A humanidade sempre conviveu com assassinatos. Desde os tempos mais remotos, na luta pela sobrevivência nas cavernas — no raciocínio darwiniano — ou a partir do alegórico caso bíblico em que o invejoso Caim matou o irmão, Abel. Mas por que o homem mata seu semelhante? Basicamente movido por instinto inato, mas as motivações vão desde a rivalidade no futebol à gula pelo dinheiro alheio.

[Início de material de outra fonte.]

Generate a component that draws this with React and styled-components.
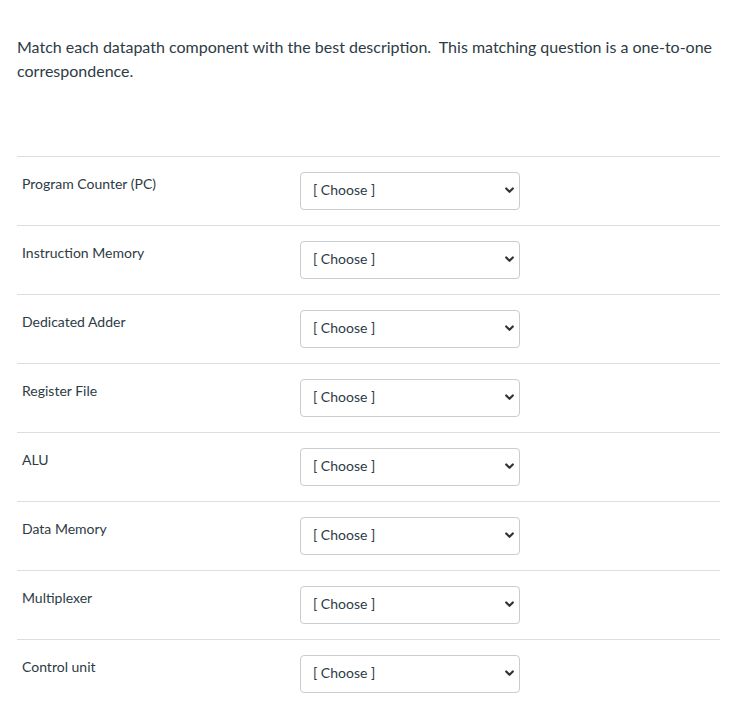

Foi por dinheiro que, na noite de 31 de dezembro de 2002, num bairro nobre de São Paulo, Suzane Louise von Richthofen comandou o brutal assassinato dos próprios pais, Manfred Albert e Marísia von Richthofen. Daniel Cravinhos, na época namorado de Suzane, e o irmão, Christian Cravinhos, se encarregaram de desferir golpes de barra de ferro na cabeça de Manfred e Marísia. Manfred morreu na hora, e Marísia ainda agonizou com massa encefálica exposta, segundo a polícia. O casal dormia na hora fatídica.
Loira, olhos verdes, voz suave, divinamente linda e diabolicamente macabra, Suzane articulou o inominável. Ela e os irmãos Cravinhos queriam euros e dólares de Manfred e Marísia, agasalhados no cofre da mansão do casal. Após o sucesso diabólico, Suzane e Daniel Cravinhos comemoraram num motel. Os três assassinos foram condenados a penas que chegam a 50 anos, que cumprem em presídios paulistas.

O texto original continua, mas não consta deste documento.